In late 2018, Zalmay Khalilzad, U.S. special envoy to Afghanistan, initiated negotiations between the U.S. and the Taliban. Over the next year, Khalilzad held a series of nine rounds of talks concluding in what Khalilzad called an “historical peace treaty” of Feb. 29, 2020. The treaty had four main provisions:
1. A temporary reduction in violence leading to a lasting cease-fire among U.S., Taliban and Afghan forces.
2. The U.S. agreed to reduce its number of troops in Afghanistan from roughly 12,000 to 8,600 within 135 days. All U.S. and other foreign troops would leave Afghanistan within 14 months (by May 1, 2021).

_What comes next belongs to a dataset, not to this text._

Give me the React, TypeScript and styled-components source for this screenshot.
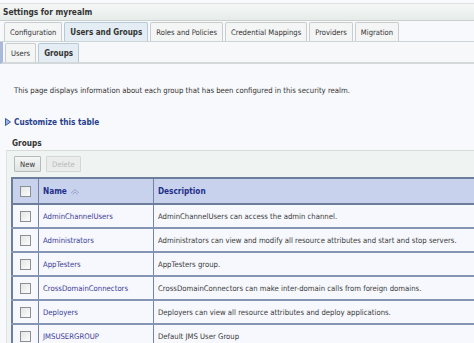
import React from "react";
import styled, { createGlobalStyle } from "styled-components";

const GlobalStyle = createGlobalStyle`
  body {
    margin: 0;
    background: #f8f9fc;
    font-family: "DejaVu Sans Condensed", "DejaVu Sans", "Liberation Sans", sans-serif;
    font-size: 7.7px;
    color: #333;
  }
`;

const Page = styled.div`
  width: 474px;
  height: 343px;
  overflow: hidden;
  padding-top: 3px;
  box-sizing: border-box;
`;

const TitleBar = styled.div`
  height: 16px;
  display: flex;
  align-items: center;
  padding-left: 3px;
  font-weight: bold;
  font-size: 8.3px;
  color: #333;
  background: linear-gradient(#f5f7f6, #e6ece9);
  border-top: 1px solid #dde2e0;
  border-bottom: 1px solid #c9d0cd;
`;

const TabRow = styled.div`
  display: flex;
  gap: 2px;
  padding: 1px 0 0 4px;
  border-bottom: 1px solid #cdd5d8;
`;

const Tab = styled.div<{ $active?: boolean }>`
  height: 18px;
  display: flex;
  align-items: center;
  padding: 0 5px;
  border: 1px solid ${(p) => (p.$active ? "#b7c9d6" : "#c9cecd")};
  border-bottom: none;
  border-radius: 2px 2px 0 0;
  background: ${(p) => (p.$active ? "#e4edf3" : "#f4f5f5")};
  font-weight: ${(p) => (p.$active ? "bold" : "normal")};
  font-size: ${(p) => (p.$active ? "8px" : "7.6px")};
  color: #333;
`;

const SubTabArea = styled.div`
  display: flex;
  gap: 2px;
  padding: 1px 0 0 2px;
  border-left: 3px solid #a8b9dc;
  border-bottom: 2px solid #d3d8da;
  background: #f7f8f9;
`;

const Intro = styled.p`
  margin: 22px 0 0 14px;
  line-height: 10px;
`;

const CustomizeLink = styled.div`
  margin: 21px 0 0 5px;
  display: flex;
  align-items: center;
  gap: 3px;
  font-weight: bold;
  font-size: 8.2px;
  color: #283f8c;
`;

const SectionHeading = styled.div`
  margin: 11px 0 0 12px;
  font-weight: bold;
  font-size: 8.2px;
  color: #333;
`;

const Panel = styled.div`
  margin: 2px 0 0 6px;
  padding: 5px 0 0 4px;
  background: #eff4f2;
  border-top: 1px solid #d6dcda;
  border-left: 1px solid #e0e5e3;
`;

const ButtonBar = styled.div`
  display: flex;
  gap: 5px;
  margin-left: 3px;
  margin-bottom: 5px;
`;

const Button = styled.button<{ $disabled?: boolean }>`
  height: 16px;
  padding: 0 5px;
  font: inherit;
  font-size: 7.7px;
  color: ${(p) => (p.$disabled ? "#b3b8b6" : "#333")};
  background: ${(p) => (p.$disabled ? "#e9eceb" : "linear-gradient(#f5f6f6, #dfe3e2)")};
  border: 1px solid ${(p) => (p.$disabled ? "#d3d8d6" : "#b5bbb9")};
  border-radius: 1px;
`;

const Table = styled.table`
  border-collapse: collapse;
  width: 490px;
  border: 2px solid #6d7e9c;
  border-right: none;
  table-layout: fixed;
`;

const HeadCell = styled.th<{ $w?: number }>`
  ${(p) => (p.$w ? `width: ${p.$w}px;` : "")}
  height: 24px;
  padding: 0 4px;
  text-align: left;
  font-size: 8.2px;
  color: #1f2f8a;
  background: #c9d2ec;
  border: 1px solid #7383a6;
  border-bottom: 2px solid #6d7e9c;
`;

const Cell = styled.td<{ $link?: boolean }>`
  height: 22px;
  padding: 0 4px;
  color: ${(p) => (p.$link ? "#3d3a98" : "#3a3a3a")};
  background: #f6f8fd;
  border: 1px solid #7383a6;
  border-top: 2px solid #8494b5;
  white-space: nowrap;
`;

const CheckCell = styled(Cell)`
  text-align: center;
  padding: 0;
`;

const Check = styled.span`
  display: inline-block;
  width: 9px;
  height: 9px;
  border: 1px solid #8a9090;
  background: linear-gradient(135deg, #e4e7e6, #fbfbfb);
  vertical-align: middle;
`;

const SortIcon = () => (
  <svg width="10" height="7" viewBox="0 0 10 7" style={{ marginLeft: 3, verticalAlign: "middle" }}>
    <path d="M1 5 L5 1.5 L9 5" fill="none" stroke="#9aa6c8" strokeWidth="1" />
    <path d="M2.5 6.3 L5 4 L7.5 6.3" fill="none" stroke="#9aa6c8" strokeWidth="1" />
  </svg>
);

const groups = [
  ["AdminChannelUsers", "AdminChannelUsers can access the admin channel."],
  ["Administrators", "Administrators can view and modify all resource attributes and start and stop servers."],
  ["AppTesters", "AppTesters group."],
  ["CrossDomainConnectors", "CrossDomainConnectors can make inter-domain calls from foreign domains."],
  ["Deployers", "Deployers can view all resource attributes and deploy applications."],
  ["JMSUSERGROUP", "Default JMS User Group"],
];

const tabs = ["Configuration", "Users and Groups", "Roles and Policies", "Credential Mappings", "Providers", "Migration"];

export default function App() {
  return (
    <Page>
      <GlobalStyle />
      <TitleBar>Settings for myrealm</TitleBar>
      <TabRow>
        {tabs.map((t) => (
          <Tab key={t} $active={t === "Users and Groups"}>
            {t}
          </Tab>
        ))}
      </TabRow>
      <SubTabArea>
        <Tab>Users</Tab>
        <Tab $active>Groups</Tab>
      </SubTabArea>
      <Intro>This page displays information about each group that has been configured in this security realm.</Intro>
      <CustomizeLink>
        <svg width="6" height="8" viewBox="0 0 6 8">
          <path d="M0.5 0.5 L5.5 4 L0.5 7.5 Z" fill="#9fb3da" stroke="#3a5aa8" strokeWidth="1" />
        </svg>
        Customize this table
      </CustomizeLink>
      <SectionHeading>Groups</SectionHeading>
      <Panel>
        <ButtonBar>
          <Button>New</Button>
          <Button $disabled>Delete</Button>
        </ButtonBar>
        <Table>
          <thead>
            <tr>
              <HeadCell $w={25} style={{ textAlign: "center", padding: 0 }}>
                <Check />
              </HeadCell>
              <HeadCell $w={106}>
                Name
                <SortIcon />
              </HeadCell>
              <HeadCell>Description</HeadCell>
            </tr>
          </thead>
          <tbody>
            {groups.map(([name, desc]) => (
              <tr key={name}>
                <CheckCell>
                  <Check />
                </CheckCell>
                <Cell $link>{name}</Cell>
                <Cell>{desc}</Cell>
              </tr>
            ))}
          </tbody>
        </Table>
      </Panel>
    </Page>
  );
}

3. The Taliban agreed to start talks with the Afghan government in March 2020. Throughout the negotiating process, the Taliban had resisted direct talks with the government, calling it an American puppet. But the Taliban then indicated that talks were possible, with deputy Taliban leader Sirajuddin Haqqani writing in a New York Times op-ed, “If we can reach an agreement with a foreign enemy, we must be able to resolve intra-Afghan disagreements through talks.”
4. The Taliban guaranteed that Afghanistan would not be used by any of its members, other individuals or terrorist groups to threaten the security of the U.S. and its allies.
Ancillary but still part of the agreement was that Kabul would release 5,000 jailed Taliban commanders and members and that the Taliban would protect Afghan women’s rights. The U.S. basically negotiated Afghanistan’s future without any significant input from Kabul.